■ **What to do**: Extract the full listing verbatim and drop any pictures from your copy.

■ **Collected data**:
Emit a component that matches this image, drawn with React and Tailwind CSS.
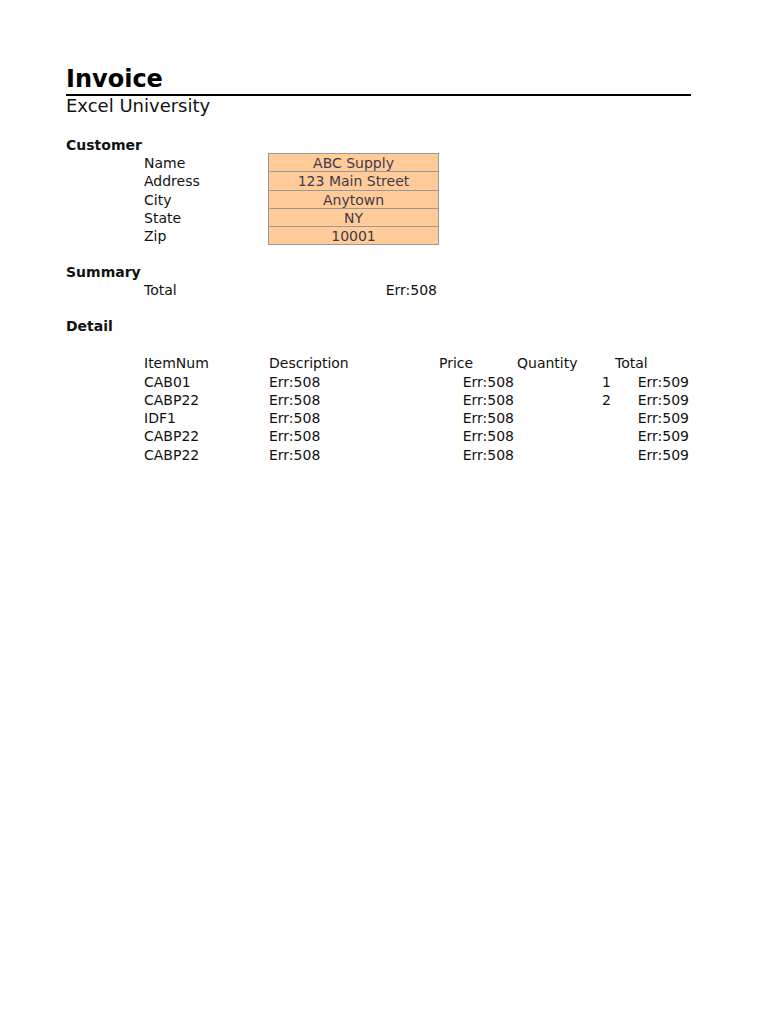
const customer = [
  ["Name", "ABC Supply"],
  ["Address", "123 Main Street"],
  ["City", "Anytown"],
  ["State", "NY"],
  ["Zip", "10001"],
];

const items = [
  ["CAB01", "1"],
  ["CABP22", "2"],
  ["IDF1", ""],
  ["CABP22", ""],
  ["CABP22", ""],
];

const App = () => {
  return (
    <div className="min-h-[1024px] w-[768px] bg-white text-[#111111] font-['DejaVu_Sans',sans-serif]">
      <div className="pl-[66px] pr-[77px] pt-[64px]">
        <h1 className="text-[24px] leading-[30px] font-bold text-black">Invoice</h1>
        <div className="h-[2px] bg-black"></div>
        <div className="text-[18px] leading-[20px]">Excel University</div>

        <div className="mt-[20px] text-[14px] leading-[18px] font-bold">Customer</div>
        <div className="flex">
          <div className="w-[78px]"></div>
          <div className="flex flex-col">
            {customer.map(([label, value]) => (
              <div key={label} className="flex h-[18.3px] text-[14px] leading-[18px]">
                <div className="w-[124px]">{label}</div>
                <div className="w-[171px] text-center bg-[#ffcc99] border border-[#999999] -mt-px text-[#3f3a4a]">
                  {value}
                </div>
              </div>
            ))}
          </div>
        </div>

        <div className="mt-[18px] text-[14px] leading-[18px] font-bold">Summary</div>
        <div className="flex text-[14px] leading-[18px]">
          <div className="w-[78px]"></div>
          <div className="w-[124px]">Total</div>
          <div className="w-[169px] text-right">Err:508</div>
        </div>

        <div className="mt-[18px] text-[14px] leading-[18px] font-bold">Detail</div>
        <div className="mt-[19px] text-[14px] leading-[18.2px]">
          <div className="flex">
            <div className="w-[78px]"></div>
            <div className="w-[125px]">ItemNum</div>
            <div className="w-[170px]">Description</div>
            <div className="w-[78px]">Price</div>
            <div className="w-[98px]">Quantity</div>
            <div>Total</div>
          </div>
          {items.map(([num, qty], i) => (
            <div key={i} className="flex">
              <div className="w-[78px]"></div>
              <div className="w-[125px]">{num}</div>
              <div className="w-[170px]">Err:508</div>
              <div className="w-[75px] text-right">Err:508</div>
              <div className="w-[97px] text-right">{qty}</div>
              <div className="w-[78px] text-right">Err:509</div>
            </div>
          ))}
        </div>
      </div>
    </div>
  );
};

export default App;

■ **Exercise result**:
Emit a component that matches this image, drawn with React and Tailwind CSS.
const customer = [
  ["Name", "ABC Supply"],
  ["Address", "123 Main Street"],
  ["City", "Anytown"],
  ["State", "NY"],
  ["Zip", "10001"],
];

const items = [
  ["CAB01", "1"],
  ["CABP22", "2"],
  ["IDF1", ""],
  ["CABP22", ""],
  ["CABP22", ""],
];

const App = () => {
  return (
    <div className="min-h-[1024px] w-[768px] bg-white text-[#111111] font-['DejaVu_Sans',sans-serif]">
      <div className="pl-[66px] pr-[77px] pt-[64px]">
        <h1 className="text-[24px] leading-[30px] font-bold text-black">Invoice</h1>
        <div className="h-[2px] bg-black"></div>
        <div className="text-[18px] leading-[20px]">Excel University</div>

        <div className="mt-[20px] text-[14px] leading-[18px] font-bold">Customer</div>
        <div className="flex">
          <div className="w-[78px]"></div>
          <div className="flex flex-col">
            {customer.map(([label, value]) => (
              <div key={label} className="flex h-[18.3px] text-[14px] leading-[18px]">
                <div className="w-[124px]">{label}</div>
                <div className="w-[171px] text-center bg-[#ffcc99] border border-[#999999] -mt-px text-[#3f3a4a]">
                  {value}
                </div>
              </div>
            ))}
          </div>
        </div>

        <div className="mt-[18px] text-[14px] leading-[18px] font-bold">Summary</div>
        <div className="flex text-[14px] leading-[18px]">
          <div className="w-[78px]"></div>
          <div className="w-[124px]">Total</div>
          <div className="w-[169px] text-right">Err:508</div>
        </div>

        <div className="mt-[18px] text-[14px] leading-[18px] font-bold">Detail</div>
        <div className="mt-[19px] text-[14px] leading-[18.2px]">
          <div className="flex">
            <div className="w-[78px]"></div>
            <div className="w-[125px]">ItemNum</div>
            <div className="w-[170px]">Description</div>
            <div className="w-[78px]">Price</div>
            <div className="w-[98px]">Quantity</div>
            <div>Total</div>
          </div>
          {items.map(([num, qty], i) => (
            <div key={i} className="flex">
              <div className="w-[78px]"></div>
              <div className="w-[125px]">{num}</div>
              <div className="w-[170px]">Err:508</div>
              <div className="w-[75px] text-right">Err:508</div>
              <div className="w-[97px] text-right">{qty}</div>
              <div className="w-[78px] text-right">Err:509</div>
            </div>
          ))}
        </div>
      </div>
    </div>
  );
};

export default App;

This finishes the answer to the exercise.